As Highlighted by T. Rowe Price Chief Investment Officer, David Giroux
I had the pleasure of sitting down with David this past week in a small group meeting in Baltimore. In addition to CIO, he is also the lead portfolio manager for the T. Rowe Price Capital Appreciation Fund, a fund we invest in for our clients. I call David’s approach to investing, “smart risk”. While the strategy favors US equities, it also is flexible. If David and his team cannot find bargains in the stock market, they play defense. Over time, the results have been steady and have left his peers in the dust. David’s fund ranks consistently in the 1st to 3rd percentile for the past one, five, and ten year periods for performance vs. similar funds*.
What’s on his mind now? Giroux and his team are laser focused on what they believe is a dangerous risk to investors – secular disruption. New competitive forces, technological advances and changes in customer habits are disrupting many business models. Think about what Amazon has done to traditional brick and mortar shopping. Secular disruption like this is occurring in many different industries including cable, media, energy and technology. The pace of change has been accelerating. David discussed how when he started with T. Rowe Price over 20 years ago, very few companies faced this risk. Fast forward to today and he estimates that over 30% of the market capitalization of the S&P 500 (large cap stocks) is challenged by disruption. David believes in the next three years, it could be north of 40%.
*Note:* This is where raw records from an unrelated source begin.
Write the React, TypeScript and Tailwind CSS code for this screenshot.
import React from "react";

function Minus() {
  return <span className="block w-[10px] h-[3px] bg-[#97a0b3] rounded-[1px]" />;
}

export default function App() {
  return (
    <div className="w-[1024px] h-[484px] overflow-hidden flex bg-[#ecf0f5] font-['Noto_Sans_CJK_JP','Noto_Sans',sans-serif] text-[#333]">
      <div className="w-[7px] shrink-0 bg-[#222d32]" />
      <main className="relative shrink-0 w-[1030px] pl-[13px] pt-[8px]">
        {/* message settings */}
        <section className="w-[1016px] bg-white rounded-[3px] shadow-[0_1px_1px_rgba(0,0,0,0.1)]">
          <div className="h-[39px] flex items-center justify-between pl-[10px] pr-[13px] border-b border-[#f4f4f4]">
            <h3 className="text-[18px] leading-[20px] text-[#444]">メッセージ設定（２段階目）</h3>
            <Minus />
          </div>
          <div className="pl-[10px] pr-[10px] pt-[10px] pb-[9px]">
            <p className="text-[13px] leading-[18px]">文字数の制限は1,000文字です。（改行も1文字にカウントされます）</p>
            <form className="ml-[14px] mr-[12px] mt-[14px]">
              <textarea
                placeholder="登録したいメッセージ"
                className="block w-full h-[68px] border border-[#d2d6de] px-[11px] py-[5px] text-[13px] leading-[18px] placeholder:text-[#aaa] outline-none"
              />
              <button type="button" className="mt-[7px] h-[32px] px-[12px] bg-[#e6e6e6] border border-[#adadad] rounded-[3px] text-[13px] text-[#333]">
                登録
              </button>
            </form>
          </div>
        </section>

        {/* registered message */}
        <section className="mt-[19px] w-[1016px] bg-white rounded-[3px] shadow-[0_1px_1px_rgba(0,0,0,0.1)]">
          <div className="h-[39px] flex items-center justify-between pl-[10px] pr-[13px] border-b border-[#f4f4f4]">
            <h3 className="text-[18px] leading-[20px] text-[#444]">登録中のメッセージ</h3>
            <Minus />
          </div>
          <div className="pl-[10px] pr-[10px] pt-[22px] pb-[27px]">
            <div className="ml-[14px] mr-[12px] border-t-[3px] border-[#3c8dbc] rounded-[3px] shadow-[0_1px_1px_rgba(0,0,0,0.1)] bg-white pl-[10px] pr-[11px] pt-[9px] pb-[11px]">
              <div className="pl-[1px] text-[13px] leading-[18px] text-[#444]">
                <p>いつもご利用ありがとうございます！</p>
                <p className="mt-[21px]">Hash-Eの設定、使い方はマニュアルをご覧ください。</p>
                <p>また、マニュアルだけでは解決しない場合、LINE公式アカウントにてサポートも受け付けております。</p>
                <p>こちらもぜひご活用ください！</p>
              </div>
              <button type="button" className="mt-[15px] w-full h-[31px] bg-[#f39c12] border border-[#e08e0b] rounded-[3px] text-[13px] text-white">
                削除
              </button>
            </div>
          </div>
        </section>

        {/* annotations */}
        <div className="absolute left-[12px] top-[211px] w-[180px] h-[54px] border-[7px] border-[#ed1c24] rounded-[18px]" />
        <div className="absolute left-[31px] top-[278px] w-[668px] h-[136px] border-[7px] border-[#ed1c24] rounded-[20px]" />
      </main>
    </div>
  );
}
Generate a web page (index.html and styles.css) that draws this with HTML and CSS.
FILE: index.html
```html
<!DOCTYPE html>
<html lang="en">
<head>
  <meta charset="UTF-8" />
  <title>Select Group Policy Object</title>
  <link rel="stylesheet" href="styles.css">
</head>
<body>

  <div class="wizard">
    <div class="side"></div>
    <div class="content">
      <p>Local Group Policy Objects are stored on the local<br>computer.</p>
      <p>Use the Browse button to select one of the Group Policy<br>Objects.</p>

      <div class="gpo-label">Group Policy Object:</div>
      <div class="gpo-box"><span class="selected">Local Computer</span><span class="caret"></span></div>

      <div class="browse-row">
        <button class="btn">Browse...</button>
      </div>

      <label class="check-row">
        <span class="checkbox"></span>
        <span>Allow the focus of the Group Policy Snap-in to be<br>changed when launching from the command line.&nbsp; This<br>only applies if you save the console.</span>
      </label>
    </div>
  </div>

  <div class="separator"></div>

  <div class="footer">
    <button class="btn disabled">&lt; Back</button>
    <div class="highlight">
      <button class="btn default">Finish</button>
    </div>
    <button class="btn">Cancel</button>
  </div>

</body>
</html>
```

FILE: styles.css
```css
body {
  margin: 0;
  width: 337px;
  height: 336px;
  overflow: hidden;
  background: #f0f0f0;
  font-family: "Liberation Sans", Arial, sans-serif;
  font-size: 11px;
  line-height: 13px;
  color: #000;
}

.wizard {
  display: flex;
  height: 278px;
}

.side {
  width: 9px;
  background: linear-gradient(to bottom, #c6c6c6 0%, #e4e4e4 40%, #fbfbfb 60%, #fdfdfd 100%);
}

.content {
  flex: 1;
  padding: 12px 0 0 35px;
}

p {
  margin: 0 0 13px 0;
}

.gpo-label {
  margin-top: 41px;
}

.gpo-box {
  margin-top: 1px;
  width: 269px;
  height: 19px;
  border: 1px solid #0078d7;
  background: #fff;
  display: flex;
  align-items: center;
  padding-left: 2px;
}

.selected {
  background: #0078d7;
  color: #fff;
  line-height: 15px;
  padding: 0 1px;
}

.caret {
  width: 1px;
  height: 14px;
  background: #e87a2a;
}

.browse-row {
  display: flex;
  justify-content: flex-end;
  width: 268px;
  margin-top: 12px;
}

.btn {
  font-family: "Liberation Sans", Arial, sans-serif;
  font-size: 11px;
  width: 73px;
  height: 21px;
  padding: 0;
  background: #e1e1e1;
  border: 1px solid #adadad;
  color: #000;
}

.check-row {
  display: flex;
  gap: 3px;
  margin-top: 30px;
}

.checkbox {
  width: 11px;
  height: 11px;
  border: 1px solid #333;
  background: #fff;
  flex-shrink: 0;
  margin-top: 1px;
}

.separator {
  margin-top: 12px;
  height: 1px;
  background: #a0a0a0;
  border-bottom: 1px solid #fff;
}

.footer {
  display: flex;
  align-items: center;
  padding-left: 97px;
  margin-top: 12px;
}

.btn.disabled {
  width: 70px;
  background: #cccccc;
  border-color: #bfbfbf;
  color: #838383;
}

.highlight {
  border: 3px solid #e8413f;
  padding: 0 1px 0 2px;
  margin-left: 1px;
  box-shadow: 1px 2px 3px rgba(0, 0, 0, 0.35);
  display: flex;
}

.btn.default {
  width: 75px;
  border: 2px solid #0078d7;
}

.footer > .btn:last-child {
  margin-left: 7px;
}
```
This trend has many implications for investors. New companies with disruptive technologies will offer investment opportunities for the astute investor. At the same time, the ability to identify the next round of secularly challenged stocks before the market does is vital. The “do it yourself” investor who likes to pick stocks needs to realistically evaluate his or her ability to compete in this environment. The days of buying a stock and holding it forever may not work as well as it did for past generations. Considerable time and effort will need to be devoted to research and analysis. Access to industry and company specific expertise are even more important to due to the rapidly changing landscape. Absent these tools, the “do it yourselfer” may be better off transitioning the portfolio to professional management.